Setiap enam bulan, para presiden menggunakan hak abai soal pemindahan kedutaan besar -- waktu peninjauan selanjutnya akan jatuh pada Mei 2017.
Advertisement
Memicu Gelombang Protes
Jika Trump merealisasikan janji kampanye, untuk memindahkan kedutaan besar AS ke Yerusalem, ia harus melakukan banyak hal.
Pertama, memutuskan apakah akan membangun gedung baru di atas tanah yang disewa dari Israel sejak 1989. Atau, AS bisa mengubah fungsi gedung konsulat yang sudah ada menjadi kedubes.
Opsi ketiga, AS masih menempatkan kedubesnya di Tel Aviv namun membuat duta besarnya yang baru melakukan pekerjaan sehari-harinya di Yerusalem.
Pemerintah Israel memuji janji Trump untuk menindaklanjuti pemindahan kedutaan. Wali kota Yerusalem, Nir Barkat bahkan melancarkan kampanye beberapa hari sebelum pelantikan presiden AS -- menagih Trump untuk menepati janjinya.
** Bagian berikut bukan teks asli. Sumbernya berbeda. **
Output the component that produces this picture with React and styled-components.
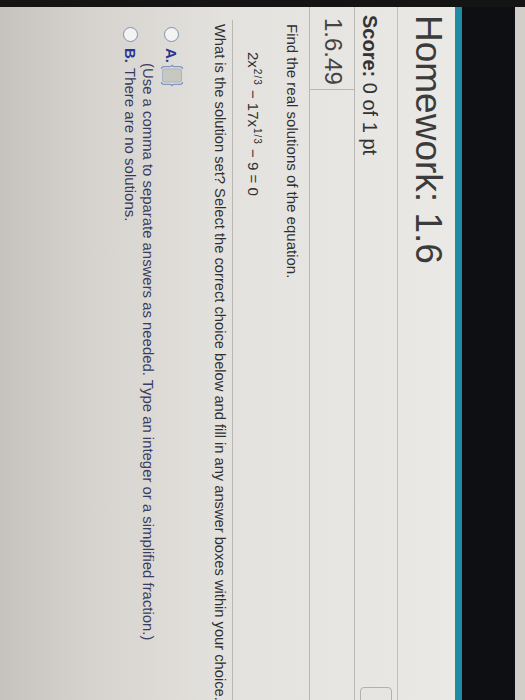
import styled, { createGlobalStyle } from "styled-components";

const GlobalStyle = createGlobalStyle`
  * {
    box-sizing: border-box;
  }
  html,
  body {
    margin: 0;
    width: 525px;
    height: 700px;
    overflow: hidden;
    background: #121212;
  }
`;

// the photo was taken with the phone turned, so the whole screen lies rotated 90deg
function App() {
  return (
    <>
      <GlobalStyle />
      <Screen>
        <Bezel />
        <Display>
          <Glare />
          <TopBar />
          <Page>
            <Title>Homework: 1.6</Title>
            <ScoreRow>
              <Score>
                <b>Score:</b> 0 of 1 pt
              </Score>
              <HelpButton />
            </ScoreRow>
            <TabRow>
              <Tab>1.6.49</Tab>
            </TabRow>
            <Body>
              <Prompt>Find the real solutions of the equation.</Prompt>
              <Equation>
                2x<sup>2/3</sup> − 17x<sup>1/3</sup> − 9 = 0
              </Equation>
              <Rule />
              <Question>
                What is the solution set? Select the correct choice below and
                fill in any answer boxes within your choice.
              </Question>
              <ChoiceRow $height={24} $gap={27}>
                <Radio />
                <Letter>A.</Letter>
                <AnswerBox width="23" height="24" viewBox="0 0 23 24">
                  <path
                    d="M5 1.5 Q2.6 1.5 2.6 4 V9.6 Q2.6 12 0.8 12 Q2.6 12 2.6 14.4 V20 Q2.6 22.5 5 22.5"
                    fill="none"
                    stroke="#8595bb"
                    strokeWidth="1.3"
                  />
                  <rect
                    x="5"
                    y="2.5"
                    width="13"
                    height="19"
                    rx="2"
                    fill="#c8c8c0"
                    stroke="#a4b1cf"
                    strokeWidth="1"
                  />
                  <path
                    d="M18 1.5 Q20.4 1.5 20.4 4 V9.6 Q20.4 12 22.2 12 Q20.4 12 20.4 14.4 V20 Q20.4 22.5 18 22.5"
                    fill="none"
                    stroke="#8595bb"
                    strokeWidth="1.3"
                  />
                </AnswerBox>
              </ChoiceRow>
              <Hint>
                (Use a comma to separate answers as needed. Type an integer or a
                simplified fraction.)
              </Hint>
              <ChoiceRow $height={17} $gap={0}>
                <Radio />
                <Letter>B.</Letter>
                <ChoiceText>There are no solutions.</ChoiceText>
              </ChoiceRow>
            </Body>
          </Page>
        </Display>
      </Screen>
    </>
  );
}

const Screen = styled.div`
  width: 700px;
  height: 525px;
  display: flex;
  transform-origin: 0 0;
  transform: translateX(525px) rotate(90deg);
  font-family: "Liberation Sans", Arial, sans-serif;
  overflow: hidden;
`;
const Bezel = styled.div`
  flex: none;
  width: 7px;
  background: #141414;
`;
const Display = styled.div`
  flex: 1;
  min-width: 0;
  display: flex;
  flex-direction: column;
`;
const Glare = styled.div`
  height: 10px;
  background: #d2cec9;
`;
const TopBar = styled.div`
  height: 60px;
  background: #0e0f13;
  border-bottom: 7px solid #1f8ba4;
`;
const Page = styled.div`
  flex: 1;
  overflow: hidden;
  color: #333;
  background: linear-gradient(
    180deg,
    #ebe9e5 0%,
    #e4e2de 50%,
    #d6d3cf 80%,
    #c6c2be 100%
  );
`;
const Title = styled.h1`
  margin: 0;
  padding: 7px 0 10px 8px;
  font-size: 37px;
  font-weight: 400;
  line-height: 40px;
  color: #3b3b3b;
  border-bottom: 1px solid #c2c0bc;
`;
const ScoreRow = styled.div`
  display: flex;
  align-items: center;
  justify-content: space-between;
  height: 43px;
  padding-left: 8px;
  border-bottom: 1px solid #b9b7b3;
`;
const Score = styled.div`
  align-self: flex-end;
  padding-bottom: 3px;
  font-size: 20px;
  line-height: 24px;
  color: #333;
`;
const HelpButton = styled.div`
  flex: none;
  width: 40px;
  height: 32px;
  margin-right: -27px;
  border: 1px solid #b3b1ad;
  border-radius: 4px;
  background: #e7e5e1;
`;
const TabRow = styled.div`
  display: flex;
  height: 45px;
  border-bottom: 1px solid #b9b7b3;
`;
const Tab = styled.div`
  width: 83px;
  padding: 6px 0 0 11px;
  font-size: 24px;
  line-height: 30px;
  color: #444;
  border-right: 1px solid #b9b7b3;
`;
const Body = styled.div`
  padding: 8px 0 0 17px;
  font-size: 15px;
  line-height: 18px;
  color: #2f2f2f;
`;
const Prompt = styled.p`
  margin: 0;
  white-space: nowrap;
`;
const Equation = styled.div`
  margin-top: 21px;
  padding-left: 28px;
  white-space: nowrap;

  sup {
    font-size: 10px;
    line-height: 0;
    vertical-align: 6px;
    letter-spacing: 1px;
    margin-left: 1px;
  }
`;
const Rule = styled.div`
  margin: 11px 0 0 -4px;
  border-top: 1px solid #b9b7b3;
`;
const Question = styled.p`
  margin: 3px 0 0;
  font-size: 14.7px;
  white-space: nowrap;
`;
const ChoiceRow = styled.div`
  display: flex;
  align-items: center;
  height: ${(p) => p.$height}px;
  margin-top: ${(p) => p.$gap}px;
  line-height: 17px;
`;
const Radio = styled.span`
  flex: none;
  width: 15px;
  height: 15px;
  margin: 0 6px 0 3px;
  border-radius: 50%;
  border: 1.5px solid #7f8fb2;
  background: #f3f3f1;
`;
const Letter = styled.span`
  font-weight: 700;
  color: #2a3592;
`;
const AnswerBox = styled.svg`
  flex: none;
  margin-left: 1px;
`;
const Hint = styled.div`
  margin-top: 4px;
  padding-left: 39px;
  font-size: 14.9px;
  line-height: 17px;
  color: #3a3c60;
  white-space: nowrap;
`;
const ChoiceText = styled.span`
  margin-left: 5px;
  color: #35375c;
`;

export default App;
Sementara, para pemimpin Palestina bersikeras bahwa pemindahan kedubes AS ke Yerusalem adalah pelanggaran hukum internasional dan kemunduran besar bagi harapan perdamaian dua negara.
Sementara itu, Presiden Palestina Mahmoud Abbas melakukan pendekatan ke sejumlah pemimpin dunia, termasuk Presiden Rusia Vladimir Putin dan Raja Yordania Abdullah, untuk membantu menekan Donald Trump untuk mengubah pikirannya.
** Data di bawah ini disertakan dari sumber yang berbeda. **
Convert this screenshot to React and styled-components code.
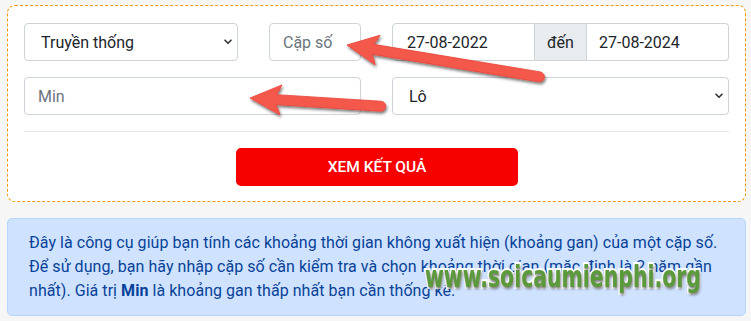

Organisasi Pembebasan Palestina (PLO) bahkan mengancam akan mempertimbangkan mencabut pengakuannya atas Israel, dan membatalkan semua perjanjian antara negeri zionis itu dengan Palestina.
Pemindahan kedutaan besar AS ke Yerusalem juga berpotensi memicu gelombang kerusuhan, protes jalanan hingga kekerasan, di wilayah Palestina dan di seluruh dunia Arab -- bahkan di seluruh dunia.